> [Written exercise]: How many lines in this material include the string "that"? Answer with the number and nothing further.

> [Dataset records]:
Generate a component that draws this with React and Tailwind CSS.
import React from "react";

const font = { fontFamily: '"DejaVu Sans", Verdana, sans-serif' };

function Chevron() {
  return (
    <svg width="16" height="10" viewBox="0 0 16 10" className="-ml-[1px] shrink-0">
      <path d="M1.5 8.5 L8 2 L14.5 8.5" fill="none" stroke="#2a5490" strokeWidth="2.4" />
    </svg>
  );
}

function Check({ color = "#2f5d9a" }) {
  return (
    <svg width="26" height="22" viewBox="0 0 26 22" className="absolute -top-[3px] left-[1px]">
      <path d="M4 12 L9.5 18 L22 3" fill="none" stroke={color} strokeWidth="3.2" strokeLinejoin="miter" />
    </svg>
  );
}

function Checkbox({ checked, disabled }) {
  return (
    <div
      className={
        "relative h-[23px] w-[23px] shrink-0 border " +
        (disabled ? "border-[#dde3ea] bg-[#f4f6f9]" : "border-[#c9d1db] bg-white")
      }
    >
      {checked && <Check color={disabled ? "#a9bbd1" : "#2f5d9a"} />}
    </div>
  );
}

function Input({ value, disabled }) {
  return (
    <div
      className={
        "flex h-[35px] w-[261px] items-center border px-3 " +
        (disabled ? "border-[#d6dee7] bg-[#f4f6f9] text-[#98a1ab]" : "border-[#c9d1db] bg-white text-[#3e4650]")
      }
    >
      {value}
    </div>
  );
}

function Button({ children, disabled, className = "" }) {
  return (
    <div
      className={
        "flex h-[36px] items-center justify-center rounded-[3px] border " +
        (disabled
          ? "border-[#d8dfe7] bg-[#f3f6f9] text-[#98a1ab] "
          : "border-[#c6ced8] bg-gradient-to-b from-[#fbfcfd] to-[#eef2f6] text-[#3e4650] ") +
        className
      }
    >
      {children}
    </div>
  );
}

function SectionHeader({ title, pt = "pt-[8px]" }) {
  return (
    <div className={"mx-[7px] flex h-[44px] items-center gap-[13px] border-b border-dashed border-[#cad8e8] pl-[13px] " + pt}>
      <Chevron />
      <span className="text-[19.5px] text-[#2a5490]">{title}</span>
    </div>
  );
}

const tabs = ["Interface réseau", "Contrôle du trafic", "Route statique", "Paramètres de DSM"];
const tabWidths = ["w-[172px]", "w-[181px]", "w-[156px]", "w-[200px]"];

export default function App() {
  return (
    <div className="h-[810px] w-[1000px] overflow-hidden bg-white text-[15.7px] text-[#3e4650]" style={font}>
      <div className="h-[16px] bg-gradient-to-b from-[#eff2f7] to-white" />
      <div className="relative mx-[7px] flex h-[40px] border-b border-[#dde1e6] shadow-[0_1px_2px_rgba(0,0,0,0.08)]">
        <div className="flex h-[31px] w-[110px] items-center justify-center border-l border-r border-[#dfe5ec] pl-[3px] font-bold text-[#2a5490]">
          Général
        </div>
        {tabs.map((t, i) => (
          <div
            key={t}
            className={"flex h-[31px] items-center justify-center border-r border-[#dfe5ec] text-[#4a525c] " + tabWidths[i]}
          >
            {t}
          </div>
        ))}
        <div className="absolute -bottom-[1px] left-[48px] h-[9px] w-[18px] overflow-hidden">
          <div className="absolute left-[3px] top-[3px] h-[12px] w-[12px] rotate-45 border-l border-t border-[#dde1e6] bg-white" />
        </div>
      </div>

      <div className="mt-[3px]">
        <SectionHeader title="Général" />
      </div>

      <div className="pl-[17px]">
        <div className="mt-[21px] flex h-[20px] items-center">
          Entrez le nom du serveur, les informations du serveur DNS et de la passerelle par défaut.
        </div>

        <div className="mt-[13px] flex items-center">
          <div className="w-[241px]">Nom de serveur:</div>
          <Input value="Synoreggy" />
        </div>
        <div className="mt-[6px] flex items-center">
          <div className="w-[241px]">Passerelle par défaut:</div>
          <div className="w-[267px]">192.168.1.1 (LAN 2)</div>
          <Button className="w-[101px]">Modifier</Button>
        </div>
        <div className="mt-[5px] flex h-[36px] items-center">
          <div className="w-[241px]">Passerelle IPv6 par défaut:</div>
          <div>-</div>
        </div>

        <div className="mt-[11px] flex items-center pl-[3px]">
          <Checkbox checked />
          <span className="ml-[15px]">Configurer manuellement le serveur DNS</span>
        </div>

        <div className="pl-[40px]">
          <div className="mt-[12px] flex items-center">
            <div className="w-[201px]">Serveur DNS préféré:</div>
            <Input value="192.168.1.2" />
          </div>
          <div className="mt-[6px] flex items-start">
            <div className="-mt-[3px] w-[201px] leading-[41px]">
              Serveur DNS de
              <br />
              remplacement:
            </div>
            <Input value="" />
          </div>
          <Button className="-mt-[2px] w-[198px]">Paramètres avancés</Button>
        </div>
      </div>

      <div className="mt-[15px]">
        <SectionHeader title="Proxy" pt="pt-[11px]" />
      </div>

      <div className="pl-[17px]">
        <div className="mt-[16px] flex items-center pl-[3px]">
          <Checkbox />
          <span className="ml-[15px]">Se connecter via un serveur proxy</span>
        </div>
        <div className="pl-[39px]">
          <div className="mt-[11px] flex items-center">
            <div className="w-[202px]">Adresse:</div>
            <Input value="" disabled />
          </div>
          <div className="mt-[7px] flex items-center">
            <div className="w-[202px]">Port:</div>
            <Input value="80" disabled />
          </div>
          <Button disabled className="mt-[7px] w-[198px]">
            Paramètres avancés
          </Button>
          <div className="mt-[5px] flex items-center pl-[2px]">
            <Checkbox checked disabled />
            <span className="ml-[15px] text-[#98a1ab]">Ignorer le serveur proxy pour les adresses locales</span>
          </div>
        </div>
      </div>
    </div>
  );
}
---
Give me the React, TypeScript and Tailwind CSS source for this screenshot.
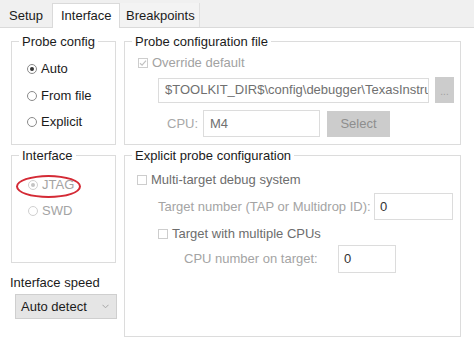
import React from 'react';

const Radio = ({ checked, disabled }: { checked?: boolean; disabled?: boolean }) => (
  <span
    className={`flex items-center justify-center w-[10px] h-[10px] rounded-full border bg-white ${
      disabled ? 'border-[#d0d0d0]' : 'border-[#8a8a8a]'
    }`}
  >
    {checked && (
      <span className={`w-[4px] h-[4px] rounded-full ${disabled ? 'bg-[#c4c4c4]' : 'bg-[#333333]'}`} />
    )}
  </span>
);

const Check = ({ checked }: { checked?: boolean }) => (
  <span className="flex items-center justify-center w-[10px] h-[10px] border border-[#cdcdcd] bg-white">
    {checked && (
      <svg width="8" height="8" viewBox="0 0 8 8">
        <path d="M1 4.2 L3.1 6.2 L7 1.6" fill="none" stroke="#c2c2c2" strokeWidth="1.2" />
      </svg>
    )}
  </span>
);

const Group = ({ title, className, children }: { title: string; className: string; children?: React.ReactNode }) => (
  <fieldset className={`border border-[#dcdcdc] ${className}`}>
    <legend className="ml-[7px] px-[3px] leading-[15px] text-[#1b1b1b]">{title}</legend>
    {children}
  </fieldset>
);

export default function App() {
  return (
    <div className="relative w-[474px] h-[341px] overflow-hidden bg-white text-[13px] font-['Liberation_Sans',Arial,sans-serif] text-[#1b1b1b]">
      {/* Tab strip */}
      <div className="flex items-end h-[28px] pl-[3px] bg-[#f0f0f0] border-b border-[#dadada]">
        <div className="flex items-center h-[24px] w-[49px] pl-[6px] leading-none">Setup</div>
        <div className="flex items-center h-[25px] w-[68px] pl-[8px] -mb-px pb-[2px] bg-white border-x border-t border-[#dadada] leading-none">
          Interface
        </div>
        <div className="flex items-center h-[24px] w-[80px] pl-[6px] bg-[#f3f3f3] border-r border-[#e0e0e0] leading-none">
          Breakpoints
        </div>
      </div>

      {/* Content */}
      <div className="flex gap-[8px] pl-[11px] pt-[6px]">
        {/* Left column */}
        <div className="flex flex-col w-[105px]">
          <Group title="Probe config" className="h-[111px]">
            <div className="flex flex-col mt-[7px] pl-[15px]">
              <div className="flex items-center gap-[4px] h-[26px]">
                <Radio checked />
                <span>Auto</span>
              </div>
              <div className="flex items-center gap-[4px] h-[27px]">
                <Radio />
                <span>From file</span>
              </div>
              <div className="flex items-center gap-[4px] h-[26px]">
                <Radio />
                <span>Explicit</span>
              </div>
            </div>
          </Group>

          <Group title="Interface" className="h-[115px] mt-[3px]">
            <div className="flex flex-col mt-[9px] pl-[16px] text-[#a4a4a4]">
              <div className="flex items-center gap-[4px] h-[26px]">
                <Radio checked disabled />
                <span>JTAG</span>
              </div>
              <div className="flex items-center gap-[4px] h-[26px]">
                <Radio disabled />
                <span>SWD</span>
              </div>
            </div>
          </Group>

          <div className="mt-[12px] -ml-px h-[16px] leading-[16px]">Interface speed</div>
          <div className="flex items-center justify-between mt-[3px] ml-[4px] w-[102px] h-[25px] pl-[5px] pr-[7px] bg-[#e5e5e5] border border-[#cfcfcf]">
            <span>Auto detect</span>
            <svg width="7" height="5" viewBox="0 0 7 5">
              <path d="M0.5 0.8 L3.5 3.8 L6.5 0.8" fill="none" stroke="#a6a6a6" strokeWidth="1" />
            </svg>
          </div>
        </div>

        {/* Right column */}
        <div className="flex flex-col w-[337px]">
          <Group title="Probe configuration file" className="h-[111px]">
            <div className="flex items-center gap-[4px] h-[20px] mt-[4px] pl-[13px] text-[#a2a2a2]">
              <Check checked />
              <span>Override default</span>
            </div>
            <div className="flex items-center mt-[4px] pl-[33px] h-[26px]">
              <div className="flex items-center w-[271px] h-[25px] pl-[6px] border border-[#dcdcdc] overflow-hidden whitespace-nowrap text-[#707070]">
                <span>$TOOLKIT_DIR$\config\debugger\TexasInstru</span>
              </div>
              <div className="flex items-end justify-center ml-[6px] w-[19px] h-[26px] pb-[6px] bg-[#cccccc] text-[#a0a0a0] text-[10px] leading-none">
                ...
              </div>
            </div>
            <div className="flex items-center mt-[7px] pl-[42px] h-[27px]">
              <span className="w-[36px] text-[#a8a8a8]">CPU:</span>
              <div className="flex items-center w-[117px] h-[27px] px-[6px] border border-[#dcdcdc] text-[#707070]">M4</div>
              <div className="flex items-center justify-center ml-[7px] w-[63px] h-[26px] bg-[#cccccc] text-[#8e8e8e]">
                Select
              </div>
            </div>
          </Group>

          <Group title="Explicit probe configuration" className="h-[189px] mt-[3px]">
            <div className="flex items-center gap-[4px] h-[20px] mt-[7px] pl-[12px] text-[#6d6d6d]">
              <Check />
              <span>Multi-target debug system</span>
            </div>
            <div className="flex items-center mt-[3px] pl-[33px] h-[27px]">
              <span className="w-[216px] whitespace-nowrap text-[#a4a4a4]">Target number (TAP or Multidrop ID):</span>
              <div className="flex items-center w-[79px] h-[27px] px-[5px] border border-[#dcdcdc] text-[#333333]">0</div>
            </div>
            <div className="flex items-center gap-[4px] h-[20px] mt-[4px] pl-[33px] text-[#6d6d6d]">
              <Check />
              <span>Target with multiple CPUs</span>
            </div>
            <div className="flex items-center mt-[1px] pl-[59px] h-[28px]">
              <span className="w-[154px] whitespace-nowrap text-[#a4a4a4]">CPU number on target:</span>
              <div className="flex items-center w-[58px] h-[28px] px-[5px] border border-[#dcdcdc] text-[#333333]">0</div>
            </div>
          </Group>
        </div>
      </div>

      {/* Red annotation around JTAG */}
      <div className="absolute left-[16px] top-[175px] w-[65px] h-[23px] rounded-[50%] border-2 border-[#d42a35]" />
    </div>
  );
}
---
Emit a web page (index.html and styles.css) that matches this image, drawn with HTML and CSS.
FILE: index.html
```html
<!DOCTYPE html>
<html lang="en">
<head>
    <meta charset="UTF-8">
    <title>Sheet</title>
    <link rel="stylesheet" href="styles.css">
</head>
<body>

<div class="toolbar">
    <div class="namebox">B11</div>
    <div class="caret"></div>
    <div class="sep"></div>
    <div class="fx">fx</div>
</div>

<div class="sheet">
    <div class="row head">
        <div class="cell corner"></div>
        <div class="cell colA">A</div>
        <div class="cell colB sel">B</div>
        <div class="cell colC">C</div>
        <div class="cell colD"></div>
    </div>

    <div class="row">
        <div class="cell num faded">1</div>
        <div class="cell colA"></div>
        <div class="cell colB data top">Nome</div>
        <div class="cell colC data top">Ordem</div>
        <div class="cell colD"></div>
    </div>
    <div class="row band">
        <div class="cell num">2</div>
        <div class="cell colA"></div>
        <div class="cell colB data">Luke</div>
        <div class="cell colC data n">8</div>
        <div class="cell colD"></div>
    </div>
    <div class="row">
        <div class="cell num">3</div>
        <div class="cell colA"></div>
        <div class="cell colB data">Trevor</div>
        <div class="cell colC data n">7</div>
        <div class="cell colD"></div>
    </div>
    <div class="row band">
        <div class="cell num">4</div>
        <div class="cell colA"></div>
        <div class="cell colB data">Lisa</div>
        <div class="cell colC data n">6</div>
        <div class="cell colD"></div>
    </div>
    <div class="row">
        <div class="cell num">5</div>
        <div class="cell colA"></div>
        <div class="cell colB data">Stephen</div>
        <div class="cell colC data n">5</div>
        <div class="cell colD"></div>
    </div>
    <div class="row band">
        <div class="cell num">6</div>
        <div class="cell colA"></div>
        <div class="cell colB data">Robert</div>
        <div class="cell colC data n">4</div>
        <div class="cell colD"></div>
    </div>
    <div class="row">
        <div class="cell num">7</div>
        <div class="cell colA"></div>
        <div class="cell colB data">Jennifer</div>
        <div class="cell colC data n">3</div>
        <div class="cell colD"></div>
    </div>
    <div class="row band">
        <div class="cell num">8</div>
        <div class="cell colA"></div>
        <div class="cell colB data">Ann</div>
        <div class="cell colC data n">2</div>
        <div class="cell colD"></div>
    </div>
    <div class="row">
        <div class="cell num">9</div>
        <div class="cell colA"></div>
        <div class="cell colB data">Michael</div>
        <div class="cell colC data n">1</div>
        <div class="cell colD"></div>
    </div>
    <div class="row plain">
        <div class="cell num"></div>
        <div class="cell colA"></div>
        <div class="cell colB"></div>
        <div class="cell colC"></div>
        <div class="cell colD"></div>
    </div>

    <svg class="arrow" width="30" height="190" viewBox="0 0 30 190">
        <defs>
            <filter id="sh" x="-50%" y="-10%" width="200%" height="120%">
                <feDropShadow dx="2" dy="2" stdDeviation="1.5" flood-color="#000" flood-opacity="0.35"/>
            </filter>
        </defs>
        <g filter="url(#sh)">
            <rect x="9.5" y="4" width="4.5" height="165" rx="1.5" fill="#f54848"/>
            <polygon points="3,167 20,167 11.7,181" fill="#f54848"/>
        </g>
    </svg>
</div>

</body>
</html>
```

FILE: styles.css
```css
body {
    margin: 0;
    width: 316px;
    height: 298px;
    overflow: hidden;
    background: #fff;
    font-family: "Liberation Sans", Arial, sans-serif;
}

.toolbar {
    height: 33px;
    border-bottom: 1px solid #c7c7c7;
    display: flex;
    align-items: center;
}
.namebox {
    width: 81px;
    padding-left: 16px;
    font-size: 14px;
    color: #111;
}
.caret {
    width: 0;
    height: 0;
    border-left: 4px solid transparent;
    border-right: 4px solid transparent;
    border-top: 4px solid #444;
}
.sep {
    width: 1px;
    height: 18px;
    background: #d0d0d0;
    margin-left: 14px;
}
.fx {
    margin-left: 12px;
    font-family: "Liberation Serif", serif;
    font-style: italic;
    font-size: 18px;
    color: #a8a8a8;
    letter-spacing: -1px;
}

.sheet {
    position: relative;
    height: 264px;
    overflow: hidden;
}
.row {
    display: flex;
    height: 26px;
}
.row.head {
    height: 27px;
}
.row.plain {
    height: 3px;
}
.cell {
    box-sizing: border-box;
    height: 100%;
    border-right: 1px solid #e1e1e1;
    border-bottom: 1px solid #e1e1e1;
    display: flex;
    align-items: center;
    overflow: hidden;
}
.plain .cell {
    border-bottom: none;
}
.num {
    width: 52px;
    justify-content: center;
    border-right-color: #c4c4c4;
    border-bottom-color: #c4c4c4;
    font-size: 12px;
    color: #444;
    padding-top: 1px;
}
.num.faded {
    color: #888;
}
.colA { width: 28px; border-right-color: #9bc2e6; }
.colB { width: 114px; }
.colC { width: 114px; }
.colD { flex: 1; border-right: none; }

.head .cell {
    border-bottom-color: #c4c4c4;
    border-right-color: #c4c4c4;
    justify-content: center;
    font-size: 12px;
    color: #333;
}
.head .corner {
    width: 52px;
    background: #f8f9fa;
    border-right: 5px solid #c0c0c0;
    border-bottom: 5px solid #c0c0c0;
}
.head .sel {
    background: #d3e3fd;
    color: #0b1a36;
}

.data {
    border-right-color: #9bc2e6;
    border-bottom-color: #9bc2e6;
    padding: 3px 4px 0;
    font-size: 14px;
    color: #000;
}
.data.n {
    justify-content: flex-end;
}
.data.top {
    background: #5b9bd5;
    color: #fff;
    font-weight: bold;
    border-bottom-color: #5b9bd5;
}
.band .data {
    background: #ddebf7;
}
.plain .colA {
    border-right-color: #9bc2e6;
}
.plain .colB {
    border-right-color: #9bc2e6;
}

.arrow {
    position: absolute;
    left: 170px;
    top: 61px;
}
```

> [Solved exercise]: 2